EXERCISE AIM> Repeat the material in full. Keep every line exactly as it is.

'''

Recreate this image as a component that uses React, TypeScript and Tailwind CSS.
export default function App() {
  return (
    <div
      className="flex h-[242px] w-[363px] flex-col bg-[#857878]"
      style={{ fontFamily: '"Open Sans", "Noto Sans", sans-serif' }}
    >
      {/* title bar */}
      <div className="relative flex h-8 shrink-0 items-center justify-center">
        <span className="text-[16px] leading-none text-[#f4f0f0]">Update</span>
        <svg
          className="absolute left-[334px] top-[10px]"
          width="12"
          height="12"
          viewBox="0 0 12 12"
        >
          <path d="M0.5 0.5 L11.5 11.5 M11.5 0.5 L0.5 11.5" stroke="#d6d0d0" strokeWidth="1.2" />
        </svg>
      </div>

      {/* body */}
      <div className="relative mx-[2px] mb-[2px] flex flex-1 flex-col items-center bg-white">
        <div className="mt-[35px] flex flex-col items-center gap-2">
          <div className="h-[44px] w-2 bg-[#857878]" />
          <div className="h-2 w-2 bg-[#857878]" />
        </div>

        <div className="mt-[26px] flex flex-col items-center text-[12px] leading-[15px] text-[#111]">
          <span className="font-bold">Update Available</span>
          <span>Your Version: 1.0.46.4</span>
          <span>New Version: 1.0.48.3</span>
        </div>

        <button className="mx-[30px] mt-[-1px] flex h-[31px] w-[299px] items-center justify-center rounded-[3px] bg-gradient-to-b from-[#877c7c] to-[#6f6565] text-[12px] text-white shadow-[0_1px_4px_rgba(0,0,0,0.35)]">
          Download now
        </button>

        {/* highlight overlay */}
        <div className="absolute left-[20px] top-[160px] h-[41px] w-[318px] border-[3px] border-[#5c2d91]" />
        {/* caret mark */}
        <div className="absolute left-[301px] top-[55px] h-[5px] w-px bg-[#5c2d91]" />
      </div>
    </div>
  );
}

'''

WRITTEN REPLY>
Recreate this image as a component that uses React, TypeScript and Tailwind CSS.
export default function App() {
  return (
    <div
      className="flex h-[242px] w-[363px] flex-col bg-[#857878]"
      style={{ fontFamily: '"Open Sans", "Noto Sans", sans-serif' }}
    >
      {/* title bar */}
      <div className="relative flex h-8 shrink-0 items-center justify-center">
        <span className="text-[16px] leading-none text-[#f4f0f0]">Update</span>
        <svg
          className="absolute left-[334px] top-[10px]"
          width="12"
          height="12"
          viewBox="0 0 12 12"
        >
          <path d="M0.5 0.5 L11.5 11.5 M11.5 0.5 L0.5 11.5" stroke="#d6d0d0" strokeWidth="1.2" />
        </svg>
      </div>

      {/* body */}
      <div className="relative mx-[2px] mb-[2px] flex flex-1 flex-col items-center bg-white">
        <div className="mt-[35px] flex flex-col items-center gap-2">
          <div className="h-[44px] w-2 bg-[#857878]" />
          <div className="h-2 w-2 bg-[#857878]" />
        </div>

        <div className="mt-[26px] flex flex-col items-center text-[12px] leading-[15px] text-[#111]">
          <span className="font-bold">Update Available</span>
          <span>Your Version: 1.0.46.4</span>
          <span>New Version: 1.0.48.3</span>
        </div>

        <button className="mx-[30px] mt-[-1px] flex h-[31px] w-[299px] items-center justify-center rounded-[3px] bg-gradient-to-b from-[#877c7c] to-[#6f6565] text-[12px] text-white shadow-[0_1px_4px_rgba(0,0,0,0.35)]">
          Download now
        </button>

        {/* highlight overlay */}
        <div className="absolute left-[20px] top-[160px] h-[41px] w-[318px] border-[3px] border-[#5c2d91]" />
        {/* caret mark */}
        <div className="absolute left-[301px] top-[55px] h-[5px] w-px bg-[#5c2d91]" />
      </div>
    </div>
  );
}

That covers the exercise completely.